>> BEGIN Supplied information
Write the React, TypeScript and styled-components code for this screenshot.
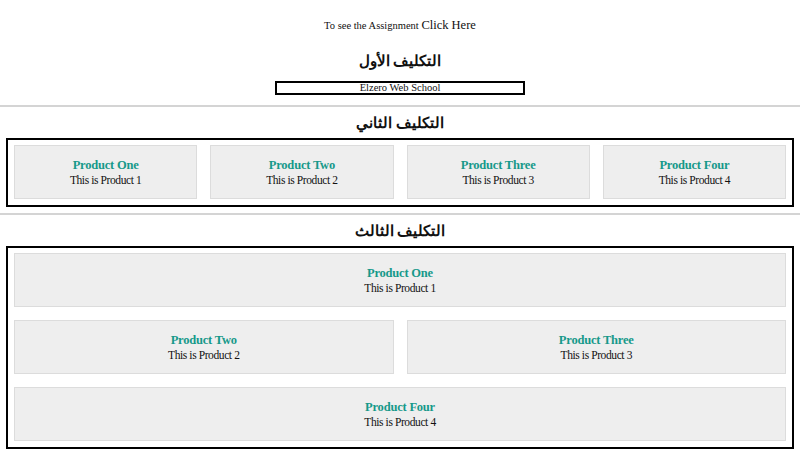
import React from "react";
import styled, { createGlobalStyle } from "styled-components";

const GlobalStyle = createGlobalStyle`
  * { box-sizing: border-box; }
  body {
    margin: 0;
    font-family: "Liberation Serif", "Times New Roman", serif;
    color: #111;
    background: #fff;
  }
`;

const Intro = styled.div`
  text-align: center;
  font-size: 10.5px;
  padding-top: 18px;
  height: 49px;
`;

const IntroLink = styled.span`
  font-size: 12.5px;
`;

const Heading = styled.h2`
  margin: 0;
  text-align: center;
  font-size: 15px;
  font-weight: bold;
  line-height: 24px;
  direction: rtl;
`;

const FieldRow = styled.div`
  display: flex;
  justify-content: center;
  margin-top: 8px;
  margin-bottom: 10px;
`;

const Field = styled.div`
  width: 250px;
  height: 14px;
  border: 2px solid #000;
  font-size: 10.5px;
  line-height: 10px;
  text-align: center;
`;

const Divider = styled.hr`
  margin: 0;
  border: none;
  border-top: 2px solid #d4d4d4;
`;

const Section = styled.div`
  padding: 4px 6px 6px;
`;

const Box = styled.div<{ $grid?: boolean }>`
  margin-top: 3px;
  border: 2px solid #000;
  padding: 5px 6px 6px;
  display: grid;
  gap: 13px;
  grid-template-columns: ${(p) => (p.$grid ? "1fr 1fr" : "repeat(4, 1fr)")};
`;

const Card = styled.div<{ $wide?: boolean }>`
  grid-column: ${(p) => (p.$wide ? "1 / -1" : "auto")};
  height: 54px;
  background: #eeeeee;
  border: 1px solid #dcdcdc;
  display: flex;
  flex-direction: column;
  align-items: center;
  justify-content: center;
`;

const CardTitle = styled.div`
  color: #16998a;
  font-weight: bold;
  font-size: 12.5px;
  line-height: 16px;
  letter-spacing: -0.2px;
`;

const CardText = styled.div`
  font-size: 11.5px;
  line-height: 15px;
  letter-spacing: -0.4px;
`;

const products = [
  { title: "Product One", text: "This is Product 1" },
  { title: "Product Two", text: "This is Product 2" },
  { title: "Product Three", text: "This is Product 3" },
  { title: "Product Four", text: "This is Product 4" },
];

const App = () => {
  return (
    <>
      <GlobalStyle />
      <Intro>
        To see the Assignment <IntroLink>Click Here</IntroLink>
      </Intro>
      <Heading>التكليف الأول</Heading>
      <FieldRow>
        <Field>Elzero Web School</Field>
      </FieldRow>
      <Divider />
      <Section>
        <Heading>التكليف الثاني</Heading>
        <Box>
          {products.map((p) => (
            <Card key={p.title}>
              <CardTitle>{p.title}</CardTitle>
              <CardText>{p.text}</CardText>
            </Card>
          ))}
        </Box>
      </Section>
      <Divider />
      <Section>
        <Heading>التكليف الثالث</Heading>
        <Box $grid>
          {products.map((p, i) => (
            <Card key={p.title} $wide={i === 0 || i === 3}>
              <CardTitle>{p.title}</CardTitle>
              <CardText>{p.text}</CardText>
            </Card>
          ))}
        </Box>
      </Section>
    </>
  );
};

export default App;
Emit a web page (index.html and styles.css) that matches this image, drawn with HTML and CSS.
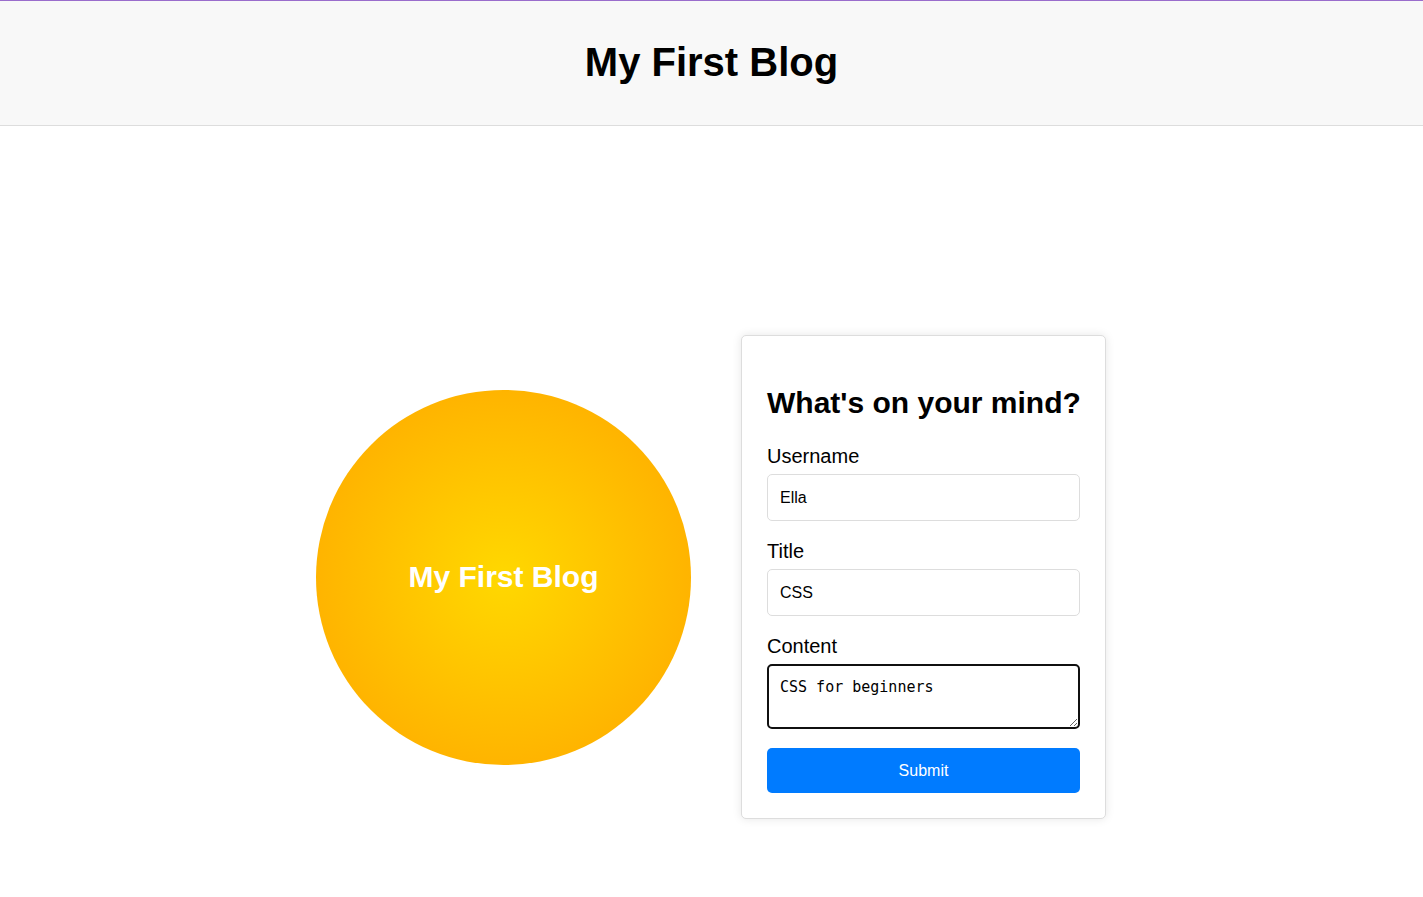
>> END Supplied information
> _Your objective_: Will you set down the records word for word while leaving out every picture?

> _Solution to the problem_:
Write the React, TypeScript and styled-components code for this screenshot.
import React from "react";
import styled, { createGlobalStyle } from "styled-components";

const GlobalStyle = createGlobalStyle`
  * { box-sizing: border-box; }
  body {
    margin: 0;
    font-family: "Liberation Serif", "Times New Roman", serif;
    color: #111;
    background: #fff;
  }
`;

const Intro = styled.div`
  text-align: center;
  font-size: 10.5px;
  padding-top: 18px;
  height: 49px;
`;

const IntroLink = styled.span`
  font-size: 12.5px;
`;

const Heading = styled.h2`
  margin: 0;
  text-align: center;
  font-size: 15px;
  font-weight: bold;
  line-height: 24px;
  direction: rtl;
`;

const FieldRow = styled.div`
  display: flex;
  justify-content: center;
  margin-top: 8px;
  margin-bottom: 10px;
`;

const Field = styled.div`
  width: 250px;
  height: 14px;
  border: 2px solid #000;
  font-size: 10.5px;
  line-height: 10px;
  text-align: center;
`;

const Divider = styled.hr`
  margin: 0;
  border: none;
  border-top: 2px solid #d4d4d4;
`;

const Section = styled.div`
  padding: 4px 6px 6px;
`;

const Box = styled.div<{ $grid?: boolean }>`
  margin-top: 3px;
  border: 2px solid #000;
  padding: 5px 6px 6px;
  display: grid;
  gap: 13px;
  grid-template-columns: ${(p) => (p.$grid ? "1fr 1fr" : "repeat(4, 1fr)")};
`;

const Card = styled.div<{ $wide?: boolean }>`
  grid-column: ${(p) => (p.$wide ? "1 / -1" : "auto")};
  height: 54px;
  background: #eeeeee;
  border: 1px solid #dcdcdc;
  display: flex;
  flex-direction: column;
  align-items: center;
  justify-content: center;
`;

const CardTitle = styled.div`
  color: #16998a;
  font-weight: bold;
  font-size: 12.5px;
  line-height: 16px;
  letter-spacing: -0.2px;
`;

const CardText = styled.div`
  font-size: 11.5px;
  line-height: 15px;
  letter-spacing: -0.4px;
`;

const products = [
  { title: "Product One", text: "This is Product 1" },
  { title: "Product Two", text: "This is Product 2" },
  { title: "Product Three", text: "This is Product 3" },
  { title: "Product Four", text: "This is Product 4" },
];

const App = () => {
  return (
    <>
      <GlobalStyle />
      <Intro>
        To see the Assignment <IntroLink>Click Here</IntroLink>
      </Intro>
      <Heading>التكليف الأول</Heading>
      <FieldRow>
        <Field>Elzero Web School</Field>
      </FieldRow>
      <Divider />
      <Section>
        <Heading>التكليف الثاني</Heading>
        <Box>
          {products.map((p) => (
            <Card key={p.title}>
              <CardTitle>{p.title}</CardTitle>
              <CardText>{p.text}</CardText>
            </Card>
          ))}
        </Box>
      </Section>
      <Divider />
      <Section>
        <Heading>التكليف الثالث</Heading>
        <Box $grid>
          {products.map((p, i) => (
            <Card key={p.title} $wide={i === 0 || i === 3}>
              <CardTitle>{p.title}</CardTitle>
              <CardText>{p.text}</CardText>
            </Card>
          ))}
        </Box>
      </Section>
    </>
  );
};

export default App;
Emit a web page (index.html and styles.css) that matches this image, drawn with HTML and CSS.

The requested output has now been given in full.